--- start ---
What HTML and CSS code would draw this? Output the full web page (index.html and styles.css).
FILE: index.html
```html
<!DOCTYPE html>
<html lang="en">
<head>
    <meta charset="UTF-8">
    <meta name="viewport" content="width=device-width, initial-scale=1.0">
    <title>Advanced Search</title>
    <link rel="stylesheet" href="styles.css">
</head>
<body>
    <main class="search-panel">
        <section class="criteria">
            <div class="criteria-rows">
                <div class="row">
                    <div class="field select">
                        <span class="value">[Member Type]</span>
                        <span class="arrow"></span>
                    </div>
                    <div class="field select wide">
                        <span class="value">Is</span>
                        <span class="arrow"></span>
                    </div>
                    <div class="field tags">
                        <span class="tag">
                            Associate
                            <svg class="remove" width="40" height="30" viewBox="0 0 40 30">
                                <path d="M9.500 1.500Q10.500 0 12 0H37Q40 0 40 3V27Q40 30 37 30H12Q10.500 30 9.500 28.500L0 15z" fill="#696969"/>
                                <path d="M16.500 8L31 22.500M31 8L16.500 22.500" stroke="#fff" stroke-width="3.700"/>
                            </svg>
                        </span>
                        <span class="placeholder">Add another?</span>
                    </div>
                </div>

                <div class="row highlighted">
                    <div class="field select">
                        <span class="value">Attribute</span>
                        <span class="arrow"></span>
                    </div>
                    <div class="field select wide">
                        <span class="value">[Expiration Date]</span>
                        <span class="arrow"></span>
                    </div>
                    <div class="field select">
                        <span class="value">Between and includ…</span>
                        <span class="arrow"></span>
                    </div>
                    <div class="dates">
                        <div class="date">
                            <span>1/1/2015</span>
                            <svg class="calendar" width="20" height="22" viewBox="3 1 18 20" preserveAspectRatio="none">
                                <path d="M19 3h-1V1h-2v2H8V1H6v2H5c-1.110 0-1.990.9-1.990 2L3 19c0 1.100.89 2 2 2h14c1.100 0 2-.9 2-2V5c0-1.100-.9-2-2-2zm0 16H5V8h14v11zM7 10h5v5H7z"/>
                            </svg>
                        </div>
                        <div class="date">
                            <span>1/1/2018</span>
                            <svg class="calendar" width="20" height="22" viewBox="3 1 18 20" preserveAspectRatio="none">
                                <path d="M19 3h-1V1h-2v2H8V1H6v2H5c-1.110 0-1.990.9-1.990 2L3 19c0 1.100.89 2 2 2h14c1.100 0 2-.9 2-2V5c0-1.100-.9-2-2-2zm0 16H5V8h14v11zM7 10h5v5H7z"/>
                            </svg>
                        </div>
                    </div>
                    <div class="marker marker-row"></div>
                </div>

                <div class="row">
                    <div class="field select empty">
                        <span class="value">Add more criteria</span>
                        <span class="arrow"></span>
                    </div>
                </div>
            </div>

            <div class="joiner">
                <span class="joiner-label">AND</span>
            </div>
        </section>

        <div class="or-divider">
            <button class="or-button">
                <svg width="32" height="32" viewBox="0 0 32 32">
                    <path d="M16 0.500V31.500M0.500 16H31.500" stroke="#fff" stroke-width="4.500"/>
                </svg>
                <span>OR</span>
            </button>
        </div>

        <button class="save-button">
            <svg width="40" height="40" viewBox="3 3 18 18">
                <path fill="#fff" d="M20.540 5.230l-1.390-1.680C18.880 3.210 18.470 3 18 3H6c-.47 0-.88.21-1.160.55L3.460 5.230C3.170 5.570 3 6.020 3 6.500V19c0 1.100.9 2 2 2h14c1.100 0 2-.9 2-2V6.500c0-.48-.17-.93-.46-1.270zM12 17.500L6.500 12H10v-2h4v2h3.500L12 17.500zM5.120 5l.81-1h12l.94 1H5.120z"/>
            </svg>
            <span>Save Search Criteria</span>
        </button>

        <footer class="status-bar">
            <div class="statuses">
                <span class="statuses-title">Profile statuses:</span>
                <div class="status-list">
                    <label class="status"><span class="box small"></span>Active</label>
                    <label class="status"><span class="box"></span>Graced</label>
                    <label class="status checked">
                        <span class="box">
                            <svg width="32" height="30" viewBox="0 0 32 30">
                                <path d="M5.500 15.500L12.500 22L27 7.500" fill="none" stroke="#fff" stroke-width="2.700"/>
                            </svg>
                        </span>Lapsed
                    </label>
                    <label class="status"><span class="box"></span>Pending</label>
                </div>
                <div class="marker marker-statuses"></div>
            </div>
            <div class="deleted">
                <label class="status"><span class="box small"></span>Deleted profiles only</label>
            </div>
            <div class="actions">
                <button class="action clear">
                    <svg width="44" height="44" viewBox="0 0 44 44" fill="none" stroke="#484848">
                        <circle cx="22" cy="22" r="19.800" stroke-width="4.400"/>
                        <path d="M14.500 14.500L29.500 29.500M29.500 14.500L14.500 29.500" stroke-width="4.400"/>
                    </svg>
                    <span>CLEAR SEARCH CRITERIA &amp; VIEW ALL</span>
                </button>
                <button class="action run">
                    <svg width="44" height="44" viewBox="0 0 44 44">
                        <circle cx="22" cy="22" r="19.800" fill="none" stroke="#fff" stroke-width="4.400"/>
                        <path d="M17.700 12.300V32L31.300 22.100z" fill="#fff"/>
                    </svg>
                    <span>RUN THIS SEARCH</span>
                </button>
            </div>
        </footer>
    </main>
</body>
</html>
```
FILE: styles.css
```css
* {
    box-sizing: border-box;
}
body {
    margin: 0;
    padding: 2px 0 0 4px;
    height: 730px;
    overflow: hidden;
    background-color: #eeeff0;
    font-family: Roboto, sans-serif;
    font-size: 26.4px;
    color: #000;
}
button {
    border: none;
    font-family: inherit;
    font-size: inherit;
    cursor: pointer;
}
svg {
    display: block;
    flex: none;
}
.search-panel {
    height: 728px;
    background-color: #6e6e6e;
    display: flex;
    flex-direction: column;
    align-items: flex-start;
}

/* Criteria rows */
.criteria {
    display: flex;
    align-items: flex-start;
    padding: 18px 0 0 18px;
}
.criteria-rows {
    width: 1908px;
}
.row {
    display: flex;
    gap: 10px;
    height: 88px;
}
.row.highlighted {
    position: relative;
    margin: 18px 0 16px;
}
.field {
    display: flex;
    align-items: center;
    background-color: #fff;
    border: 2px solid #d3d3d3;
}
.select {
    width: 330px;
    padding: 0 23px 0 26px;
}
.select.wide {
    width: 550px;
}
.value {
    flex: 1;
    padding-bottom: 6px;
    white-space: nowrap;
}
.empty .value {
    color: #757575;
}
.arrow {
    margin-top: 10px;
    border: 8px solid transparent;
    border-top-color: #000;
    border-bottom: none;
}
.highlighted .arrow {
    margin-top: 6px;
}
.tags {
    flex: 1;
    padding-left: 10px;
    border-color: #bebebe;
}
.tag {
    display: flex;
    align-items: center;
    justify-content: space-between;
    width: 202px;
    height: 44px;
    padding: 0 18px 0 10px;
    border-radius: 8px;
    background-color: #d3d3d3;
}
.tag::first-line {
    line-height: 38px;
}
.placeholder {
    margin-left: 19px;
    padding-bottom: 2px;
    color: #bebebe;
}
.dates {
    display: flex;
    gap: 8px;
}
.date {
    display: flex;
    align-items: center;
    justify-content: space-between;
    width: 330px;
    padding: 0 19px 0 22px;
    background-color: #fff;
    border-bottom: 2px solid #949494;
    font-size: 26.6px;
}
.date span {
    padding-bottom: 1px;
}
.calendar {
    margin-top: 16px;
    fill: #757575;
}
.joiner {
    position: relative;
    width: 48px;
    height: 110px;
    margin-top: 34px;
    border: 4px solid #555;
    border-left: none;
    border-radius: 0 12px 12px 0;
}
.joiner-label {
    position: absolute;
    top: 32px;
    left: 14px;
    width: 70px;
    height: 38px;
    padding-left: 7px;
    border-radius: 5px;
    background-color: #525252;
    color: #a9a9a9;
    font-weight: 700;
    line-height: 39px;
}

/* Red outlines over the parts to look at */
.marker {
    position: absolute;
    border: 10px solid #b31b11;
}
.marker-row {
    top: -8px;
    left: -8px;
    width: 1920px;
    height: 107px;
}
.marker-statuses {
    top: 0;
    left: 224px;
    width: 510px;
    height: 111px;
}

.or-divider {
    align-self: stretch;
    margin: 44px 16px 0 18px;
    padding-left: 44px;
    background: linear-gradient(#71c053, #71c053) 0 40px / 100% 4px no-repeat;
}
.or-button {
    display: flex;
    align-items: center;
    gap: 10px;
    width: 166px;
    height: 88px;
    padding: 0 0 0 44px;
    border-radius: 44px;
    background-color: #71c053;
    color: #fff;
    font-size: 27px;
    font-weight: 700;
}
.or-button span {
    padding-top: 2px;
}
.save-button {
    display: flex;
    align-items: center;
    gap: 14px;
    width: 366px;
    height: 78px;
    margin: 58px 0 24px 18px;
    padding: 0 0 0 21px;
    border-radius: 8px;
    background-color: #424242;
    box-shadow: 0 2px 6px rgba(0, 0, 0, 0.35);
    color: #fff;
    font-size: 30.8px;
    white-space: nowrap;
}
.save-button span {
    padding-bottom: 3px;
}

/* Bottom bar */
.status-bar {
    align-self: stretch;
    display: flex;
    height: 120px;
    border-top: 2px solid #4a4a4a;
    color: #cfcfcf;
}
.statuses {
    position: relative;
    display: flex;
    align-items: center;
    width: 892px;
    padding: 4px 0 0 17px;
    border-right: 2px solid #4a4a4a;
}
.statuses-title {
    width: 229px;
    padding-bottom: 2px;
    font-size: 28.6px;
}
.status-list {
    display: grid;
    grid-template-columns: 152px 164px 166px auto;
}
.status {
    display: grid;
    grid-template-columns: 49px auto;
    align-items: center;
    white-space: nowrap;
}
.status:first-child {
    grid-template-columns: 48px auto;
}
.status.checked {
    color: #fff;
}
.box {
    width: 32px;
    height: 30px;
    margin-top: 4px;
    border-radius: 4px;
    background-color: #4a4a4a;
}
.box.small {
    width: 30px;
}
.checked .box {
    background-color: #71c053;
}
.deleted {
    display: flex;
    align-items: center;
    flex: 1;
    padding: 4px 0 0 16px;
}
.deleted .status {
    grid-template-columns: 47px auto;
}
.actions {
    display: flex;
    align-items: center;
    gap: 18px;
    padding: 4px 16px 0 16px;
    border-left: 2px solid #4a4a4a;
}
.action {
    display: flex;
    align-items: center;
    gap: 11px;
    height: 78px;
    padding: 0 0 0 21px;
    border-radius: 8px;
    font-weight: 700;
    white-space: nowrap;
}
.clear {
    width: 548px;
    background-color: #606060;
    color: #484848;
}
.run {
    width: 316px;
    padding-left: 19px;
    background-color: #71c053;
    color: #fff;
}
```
--- end ---
--- start ---
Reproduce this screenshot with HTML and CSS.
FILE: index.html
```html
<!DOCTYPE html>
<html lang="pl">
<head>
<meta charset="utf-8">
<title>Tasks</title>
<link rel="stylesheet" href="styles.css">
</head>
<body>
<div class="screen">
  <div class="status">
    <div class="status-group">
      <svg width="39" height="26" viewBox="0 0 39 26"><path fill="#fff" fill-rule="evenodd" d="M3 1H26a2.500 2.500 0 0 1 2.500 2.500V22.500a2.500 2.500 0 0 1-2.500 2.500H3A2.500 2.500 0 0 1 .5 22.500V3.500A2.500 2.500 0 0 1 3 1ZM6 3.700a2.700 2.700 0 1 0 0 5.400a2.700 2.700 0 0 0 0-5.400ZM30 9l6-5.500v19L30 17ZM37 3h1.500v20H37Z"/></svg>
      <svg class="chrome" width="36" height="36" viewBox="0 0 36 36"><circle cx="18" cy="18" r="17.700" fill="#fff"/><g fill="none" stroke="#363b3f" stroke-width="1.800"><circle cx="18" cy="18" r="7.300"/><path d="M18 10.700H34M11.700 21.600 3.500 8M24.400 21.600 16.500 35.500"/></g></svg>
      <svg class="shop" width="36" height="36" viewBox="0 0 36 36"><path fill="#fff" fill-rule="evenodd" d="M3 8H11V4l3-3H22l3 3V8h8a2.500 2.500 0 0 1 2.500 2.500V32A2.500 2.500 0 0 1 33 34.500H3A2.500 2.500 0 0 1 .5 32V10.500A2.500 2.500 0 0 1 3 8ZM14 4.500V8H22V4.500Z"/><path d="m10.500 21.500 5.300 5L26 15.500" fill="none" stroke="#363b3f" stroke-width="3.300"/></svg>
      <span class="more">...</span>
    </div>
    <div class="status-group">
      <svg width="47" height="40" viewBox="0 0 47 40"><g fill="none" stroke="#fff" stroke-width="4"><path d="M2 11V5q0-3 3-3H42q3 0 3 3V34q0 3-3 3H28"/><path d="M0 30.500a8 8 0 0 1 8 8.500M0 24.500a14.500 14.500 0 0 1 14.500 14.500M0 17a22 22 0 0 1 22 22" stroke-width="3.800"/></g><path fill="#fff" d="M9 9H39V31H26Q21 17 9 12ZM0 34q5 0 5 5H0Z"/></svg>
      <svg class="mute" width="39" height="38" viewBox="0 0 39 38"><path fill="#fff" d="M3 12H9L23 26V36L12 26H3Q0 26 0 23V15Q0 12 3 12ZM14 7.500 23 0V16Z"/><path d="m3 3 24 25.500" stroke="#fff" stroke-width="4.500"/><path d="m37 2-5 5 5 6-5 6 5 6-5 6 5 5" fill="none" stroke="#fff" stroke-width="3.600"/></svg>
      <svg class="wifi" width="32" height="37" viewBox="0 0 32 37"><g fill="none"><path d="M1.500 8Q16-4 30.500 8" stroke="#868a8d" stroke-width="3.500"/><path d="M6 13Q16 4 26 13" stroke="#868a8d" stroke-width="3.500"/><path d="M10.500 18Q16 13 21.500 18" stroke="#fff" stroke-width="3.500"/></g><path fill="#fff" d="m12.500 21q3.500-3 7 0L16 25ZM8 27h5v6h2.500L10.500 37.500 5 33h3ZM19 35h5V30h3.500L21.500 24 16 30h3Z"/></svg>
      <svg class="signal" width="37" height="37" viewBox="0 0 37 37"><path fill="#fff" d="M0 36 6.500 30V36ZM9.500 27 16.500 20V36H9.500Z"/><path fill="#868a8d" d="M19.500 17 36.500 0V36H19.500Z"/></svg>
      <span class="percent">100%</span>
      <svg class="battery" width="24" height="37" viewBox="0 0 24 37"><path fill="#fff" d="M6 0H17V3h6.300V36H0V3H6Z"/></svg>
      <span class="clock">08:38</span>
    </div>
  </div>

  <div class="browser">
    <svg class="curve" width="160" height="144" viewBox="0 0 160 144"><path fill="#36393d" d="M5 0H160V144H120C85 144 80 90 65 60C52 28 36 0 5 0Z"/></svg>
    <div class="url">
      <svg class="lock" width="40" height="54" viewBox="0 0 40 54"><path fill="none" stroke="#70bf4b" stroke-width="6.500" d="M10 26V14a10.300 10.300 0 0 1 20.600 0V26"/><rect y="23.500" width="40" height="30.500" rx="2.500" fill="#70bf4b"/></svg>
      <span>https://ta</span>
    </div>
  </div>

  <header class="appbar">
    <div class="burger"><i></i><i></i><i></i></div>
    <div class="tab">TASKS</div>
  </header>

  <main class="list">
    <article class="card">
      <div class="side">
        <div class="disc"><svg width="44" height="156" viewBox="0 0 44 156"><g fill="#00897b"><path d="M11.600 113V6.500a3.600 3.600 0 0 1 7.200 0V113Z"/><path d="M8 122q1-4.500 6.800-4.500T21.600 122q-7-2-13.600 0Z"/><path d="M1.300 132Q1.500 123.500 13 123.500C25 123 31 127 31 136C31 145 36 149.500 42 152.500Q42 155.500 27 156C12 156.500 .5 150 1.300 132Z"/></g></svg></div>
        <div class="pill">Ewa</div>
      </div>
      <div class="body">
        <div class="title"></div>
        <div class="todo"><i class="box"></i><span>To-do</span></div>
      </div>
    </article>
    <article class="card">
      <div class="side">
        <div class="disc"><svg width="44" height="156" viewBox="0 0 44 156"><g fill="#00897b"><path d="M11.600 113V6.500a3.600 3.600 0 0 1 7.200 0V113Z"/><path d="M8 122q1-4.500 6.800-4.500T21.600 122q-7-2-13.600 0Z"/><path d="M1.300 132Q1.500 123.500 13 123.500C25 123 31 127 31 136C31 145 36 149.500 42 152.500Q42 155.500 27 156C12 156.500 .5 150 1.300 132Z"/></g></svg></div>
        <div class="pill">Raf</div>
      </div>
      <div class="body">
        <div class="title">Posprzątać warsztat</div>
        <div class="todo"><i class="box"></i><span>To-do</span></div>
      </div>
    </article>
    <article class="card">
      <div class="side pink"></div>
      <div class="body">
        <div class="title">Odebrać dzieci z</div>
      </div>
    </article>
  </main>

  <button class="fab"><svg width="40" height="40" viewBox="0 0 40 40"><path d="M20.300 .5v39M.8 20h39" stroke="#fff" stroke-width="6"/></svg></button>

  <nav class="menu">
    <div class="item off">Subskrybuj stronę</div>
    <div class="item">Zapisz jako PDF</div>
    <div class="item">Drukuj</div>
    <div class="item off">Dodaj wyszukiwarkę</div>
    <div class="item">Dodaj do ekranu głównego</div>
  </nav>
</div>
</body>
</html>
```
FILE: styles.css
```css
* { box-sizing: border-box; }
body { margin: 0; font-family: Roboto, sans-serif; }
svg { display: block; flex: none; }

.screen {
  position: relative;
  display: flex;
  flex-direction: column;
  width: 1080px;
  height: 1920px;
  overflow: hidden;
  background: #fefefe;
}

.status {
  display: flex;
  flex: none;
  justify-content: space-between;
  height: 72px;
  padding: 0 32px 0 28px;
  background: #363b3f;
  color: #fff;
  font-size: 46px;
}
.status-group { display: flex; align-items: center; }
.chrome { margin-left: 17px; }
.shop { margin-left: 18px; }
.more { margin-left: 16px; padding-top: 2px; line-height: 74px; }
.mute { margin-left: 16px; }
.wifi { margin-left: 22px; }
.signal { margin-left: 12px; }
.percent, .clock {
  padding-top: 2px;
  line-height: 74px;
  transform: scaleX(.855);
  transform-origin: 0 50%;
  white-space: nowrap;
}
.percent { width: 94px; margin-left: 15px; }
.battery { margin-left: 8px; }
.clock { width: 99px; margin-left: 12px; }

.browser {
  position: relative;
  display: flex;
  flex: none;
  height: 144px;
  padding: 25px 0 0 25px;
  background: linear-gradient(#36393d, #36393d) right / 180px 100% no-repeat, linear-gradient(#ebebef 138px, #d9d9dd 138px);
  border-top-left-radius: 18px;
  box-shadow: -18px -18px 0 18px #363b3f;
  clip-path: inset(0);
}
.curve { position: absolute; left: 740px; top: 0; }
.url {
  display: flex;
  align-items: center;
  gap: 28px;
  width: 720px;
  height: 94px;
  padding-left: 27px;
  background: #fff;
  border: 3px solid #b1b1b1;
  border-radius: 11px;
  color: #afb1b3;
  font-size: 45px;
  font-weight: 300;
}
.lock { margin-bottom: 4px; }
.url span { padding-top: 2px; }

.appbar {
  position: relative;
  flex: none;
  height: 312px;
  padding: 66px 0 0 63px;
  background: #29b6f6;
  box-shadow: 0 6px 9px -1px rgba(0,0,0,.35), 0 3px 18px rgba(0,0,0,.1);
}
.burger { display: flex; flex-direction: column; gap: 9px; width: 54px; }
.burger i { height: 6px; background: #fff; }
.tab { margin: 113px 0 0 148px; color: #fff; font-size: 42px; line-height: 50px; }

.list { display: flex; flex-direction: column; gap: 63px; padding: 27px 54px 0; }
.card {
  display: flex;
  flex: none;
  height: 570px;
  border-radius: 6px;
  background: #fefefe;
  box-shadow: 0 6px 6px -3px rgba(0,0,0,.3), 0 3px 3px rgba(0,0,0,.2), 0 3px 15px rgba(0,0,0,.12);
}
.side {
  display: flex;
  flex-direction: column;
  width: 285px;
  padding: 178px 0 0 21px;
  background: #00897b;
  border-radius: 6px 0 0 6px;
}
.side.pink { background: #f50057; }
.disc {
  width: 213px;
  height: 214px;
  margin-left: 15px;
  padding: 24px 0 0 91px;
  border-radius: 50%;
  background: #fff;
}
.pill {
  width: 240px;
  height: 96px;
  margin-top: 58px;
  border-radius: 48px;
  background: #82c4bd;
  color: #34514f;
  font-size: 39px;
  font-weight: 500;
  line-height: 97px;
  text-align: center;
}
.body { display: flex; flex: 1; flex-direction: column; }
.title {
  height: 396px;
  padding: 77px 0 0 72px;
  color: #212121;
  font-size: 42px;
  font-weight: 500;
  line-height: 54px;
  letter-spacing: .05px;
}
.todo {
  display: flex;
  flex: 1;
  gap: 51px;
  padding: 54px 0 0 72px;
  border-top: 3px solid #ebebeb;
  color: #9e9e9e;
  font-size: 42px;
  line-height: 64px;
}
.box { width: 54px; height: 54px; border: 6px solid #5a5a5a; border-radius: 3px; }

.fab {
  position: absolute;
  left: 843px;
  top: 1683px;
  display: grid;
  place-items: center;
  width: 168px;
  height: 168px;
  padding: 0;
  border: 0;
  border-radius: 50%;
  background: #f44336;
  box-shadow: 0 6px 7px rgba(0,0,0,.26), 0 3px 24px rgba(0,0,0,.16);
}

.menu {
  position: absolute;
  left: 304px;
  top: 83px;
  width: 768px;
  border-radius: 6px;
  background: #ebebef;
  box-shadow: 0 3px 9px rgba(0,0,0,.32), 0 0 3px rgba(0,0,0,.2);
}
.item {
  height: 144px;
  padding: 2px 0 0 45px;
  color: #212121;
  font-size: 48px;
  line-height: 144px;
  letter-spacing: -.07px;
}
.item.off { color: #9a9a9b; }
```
--- end ---
**Work to do**
Return every line in the listing that contains the word "styles".

**Response to the exercise**
What HTML and CSS code would draw this? Output the full web page (index.html and styles.css).
    <link rel="stylesheet" href="styles.css">
FILE: styles.css
<link rel="stylesheet" href="styles.css">
FILE: styles.css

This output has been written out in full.